Monday 2 April 2018

WiFi Robin Nest Box

I've planned a 'hub and spoke' arrangement of bird boxes.  I previously described the 'Wireless Access point' box (aka 'WAP box'), this post details a 'spoke/satellite' box.

Robin box in the undergrowth
Robin box with Great tit...

This is a ground-level open-fronted box designed with robins in mind.  Last year, a robin family successfully raised a brood of three chicks about a meter away from this new box at ground level.  That nesting site has since disintegrated, so this is hoped to be come its successor.

The camera setup is designed to be generic so that I can remove it and swop it into other boxes designed with similar dimensions, in that way I can maximise the number of boxes, while not having to equip every one with a camera.


There is a ledge at the top that holds the camera section.  This consists of a Raspberry pi Zero-W, an 8 megapixel v2 'Pi-Noir' camera (sensitive to IR as well as visible light).  Underneath are 4x each of white and IR LEDs for illumination.  Power is via a 12v feed from the WAP-box, dropped to 5v via a recom r-78b5.0 1.5 switching regulator.  LEDs are powered form the same 5v source, and switched via a transistor array (ULN2003AN), on the R side of the picture below.  This allows low, medium and high setting on each of the IR and visible light, white LEDs.  The unoccupied left side slot is wired for a L293DNE to switch an IR-cut filter (to be added at some point later, for a how-to see this post).

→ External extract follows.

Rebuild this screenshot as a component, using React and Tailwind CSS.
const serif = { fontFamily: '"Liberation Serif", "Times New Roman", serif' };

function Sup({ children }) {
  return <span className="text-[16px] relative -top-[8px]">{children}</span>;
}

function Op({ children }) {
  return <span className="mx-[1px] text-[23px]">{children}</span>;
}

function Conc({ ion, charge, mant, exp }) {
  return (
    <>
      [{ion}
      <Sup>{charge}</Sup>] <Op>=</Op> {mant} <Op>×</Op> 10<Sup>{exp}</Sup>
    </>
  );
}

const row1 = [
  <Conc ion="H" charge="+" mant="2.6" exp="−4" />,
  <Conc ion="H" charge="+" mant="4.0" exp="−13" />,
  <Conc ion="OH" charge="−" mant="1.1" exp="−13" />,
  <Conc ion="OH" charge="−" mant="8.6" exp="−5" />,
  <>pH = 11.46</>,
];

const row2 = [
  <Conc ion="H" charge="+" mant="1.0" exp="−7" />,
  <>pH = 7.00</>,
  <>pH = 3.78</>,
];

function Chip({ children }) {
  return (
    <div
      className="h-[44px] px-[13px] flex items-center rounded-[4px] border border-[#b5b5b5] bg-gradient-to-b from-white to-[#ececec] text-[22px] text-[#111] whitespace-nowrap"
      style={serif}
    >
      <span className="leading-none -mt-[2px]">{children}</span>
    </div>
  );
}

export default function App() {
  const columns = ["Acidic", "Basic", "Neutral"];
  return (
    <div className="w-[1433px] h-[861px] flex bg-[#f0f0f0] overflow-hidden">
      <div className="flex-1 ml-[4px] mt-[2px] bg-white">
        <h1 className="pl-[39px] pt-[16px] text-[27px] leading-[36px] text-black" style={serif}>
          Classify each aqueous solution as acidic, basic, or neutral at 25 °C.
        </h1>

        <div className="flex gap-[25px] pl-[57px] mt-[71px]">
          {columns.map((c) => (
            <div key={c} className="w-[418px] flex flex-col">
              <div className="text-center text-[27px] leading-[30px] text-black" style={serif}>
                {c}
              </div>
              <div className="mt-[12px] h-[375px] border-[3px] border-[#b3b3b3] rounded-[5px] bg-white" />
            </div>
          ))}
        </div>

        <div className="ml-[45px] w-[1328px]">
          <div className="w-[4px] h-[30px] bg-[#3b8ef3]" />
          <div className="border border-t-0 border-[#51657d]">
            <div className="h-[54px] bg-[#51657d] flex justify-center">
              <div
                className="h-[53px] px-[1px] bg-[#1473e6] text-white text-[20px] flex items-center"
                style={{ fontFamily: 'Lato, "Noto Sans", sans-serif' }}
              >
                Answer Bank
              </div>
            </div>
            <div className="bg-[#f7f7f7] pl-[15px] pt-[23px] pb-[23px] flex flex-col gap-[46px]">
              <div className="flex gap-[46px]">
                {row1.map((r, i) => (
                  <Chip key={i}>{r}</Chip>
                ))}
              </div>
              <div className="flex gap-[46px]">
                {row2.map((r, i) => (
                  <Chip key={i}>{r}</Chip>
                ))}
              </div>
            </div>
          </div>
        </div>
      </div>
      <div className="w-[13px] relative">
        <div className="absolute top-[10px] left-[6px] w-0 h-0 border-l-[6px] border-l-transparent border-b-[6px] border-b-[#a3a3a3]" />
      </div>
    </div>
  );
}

The white LEDs are wired in parallel with a 50ohm resistor for each LED.  The IR ones are also in parallel, but with no extra resistors.


The circuitry is arranged on a commercial prototyping board designed with the same dimensions as the Pi zero-W.  The board layout is as follows:

Protoboard layout, same footprint as Pi Zero/W
I also added pins for a DS3231 real-time clock module, since the Pi is only able to get time from the network, and wanted to plan for occasions when it loses network connection (there's not enough headroom in the box to fit them on the actual GPIO pins).
As with most of my other boxes, video capture is via motion capture software pikrellcam with captured footage/images saved to a mounted network drive (i.e. off the box).

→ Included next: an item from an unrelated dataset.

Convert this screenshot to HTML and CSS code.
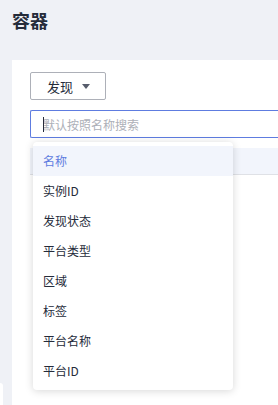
FILE: index.html
```html
<!DOCTYPE html>
<html lang="zh-CN">
<head>
  <meta charset="UTF-8" />
  <meta name="viewport" content="width=device-width, initial-scale=1.0"/>
  <title>容器</title>
  <link rel="stylesheet" href="styles.css">
</head>
<body>
  <div class="page-title">容器</div>

  <div class="panel">
    <button class="select-btn">
      <span>发现</span>
      <span class="caret"></span>
    </button>

    <div class="search-box">
      <span class="cursor"></span>
      <input class="search-input" type="text" placeholder="默认按照名称搜索" />
    </div>

    <div class="table-head"></div>

    <!-- 下拉菜单 -->
    <ul class="dropdown">
      <li class="dropdown-item active">名称</li>
      <li class="dropdown-item">实例ID</li>
      <li class="dropdown-item">发现状态</li>
      <li class="dropdown-item">平台类型</li>
      <li class="dropdown-item">区域</li>
      <li class="dropdown-item">标签</li>
      <li class="dropdown-item">平台名称</li>
      <li class="dropdown-item">平台ID</li>
    </ul>
  </div>

  <div class="side-tab"></div>
</body>
</html>
```

FILE: styles.css
```css
html, body {
  height: 100%;
}

body {
  margin: 0;
  font-family: "Noto Sans CJK SC", "Noto Sans", sans-serif;
  background-color: #eff1f6;
  color: #252b3a;
  display: flex;
  flex-direction: column;
  overflow: hidden;
  position: relative;
}

.page-title {
  font-size: 18px;
  line-height: 24px;
  font-weight: bold;
  padding: 8px 12px 0;
  height: 60px;
  flex-shrink: 0;
  box-sizing: border-box;
}

.panel {
  flex: 1;
  margin-left: 12px;
  background-color: #fff;
  padding: 12px 0 0 18px;
  position: relative;
}

.select-btn {
  display: flex;
  align-items: center;
  justify-content: center;
  gap: 9px;
  width: 76px;
  height: 28px;
  padding: 0 0 0 1px;
  font-family: inherit;
  font-size: 13px;
  color: #252b3a;
  background-color: #fff;
  border: 1px solid #adb0b8;
  border-radius: 2px;
}

.caret {
  width: 0;
  height: 0;
  border-left: 4px solid transparent;
  border-right: 4px solid transparent;
  border-top: 5px solid #575d6c;
  margin-top: 1px;
}

.search-box {
  position: relative;
  margin-top: 10px;
}

.search-input {
  display: block;
  width: 100%;
  height: 28px;
  box-sizing: border-box;
  padding: 0 12px;
  font-family: inherit;
  font-size: 12px;
  color: #252b3a;
  border: 1px solid #5e7ce0;
  border-right: none;
  border-radius: 2px 0 0 2px;
  outline: none;
}

.search-input::placeholder {
  color: #adb0b8;
}

.cursor {
  position: absolute;
  left: 13px;
  top: 7px;
  width: 1px;
  height: 15px;
  background-color: #252b3a;
}

.table-head {
  margin-top: 10px;
  height: 26px;
  background-color: #f2f5fc;
  border-bottom: 1px solid #dfe1e6;
}

.dropdown {
  position: absolute;
  top: 82px;
  left: 21px;
  width: 200px;
  margin: 0;
  padding: 4px 0;
  list-style: none;
  background-color: #fff;
  border-radius: 4px;
  box-shadow: 0 1px 8px rgba(0, 0, 0, 0.16);
}

.dropdown-item {
  height: 30px;
  line-height: 30px;
  padding-left: 10px;
  font-size: 12px;
  color: #252b3a;
}

.dropdown-item.active {
  color: #5e7ce0;
  background-color: #f2f5fc;
}

.side-tab {
  position: absolute;
  left: 0;
  bottom: 0;
  width: 3px;
  height: 22px;
  background-color: #fff;
  border-top-right-radius: 4px;
}
```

This clip shows the box in situ cycling through various illumination settings:


A couple of observations from the transition from 'testing to the real world...'
Pi Zero-W wifi reception once closed into a wooden box drops off somewhat.  Running the following command gives some idea of reception levels:  iwconfig wlan0 | grep -i --color quality
Output is: Link Quality=44/70  Signal level=-66 dBm

The impact of this is that I cant set PikrellCam to record video captures direct to the network drive, as it all keels over.  Handily there is an archive option, so I just need to keep an eye on it and archive to the network when need be.  I also dropped the quality of the live stream which seems to have stabilised it. 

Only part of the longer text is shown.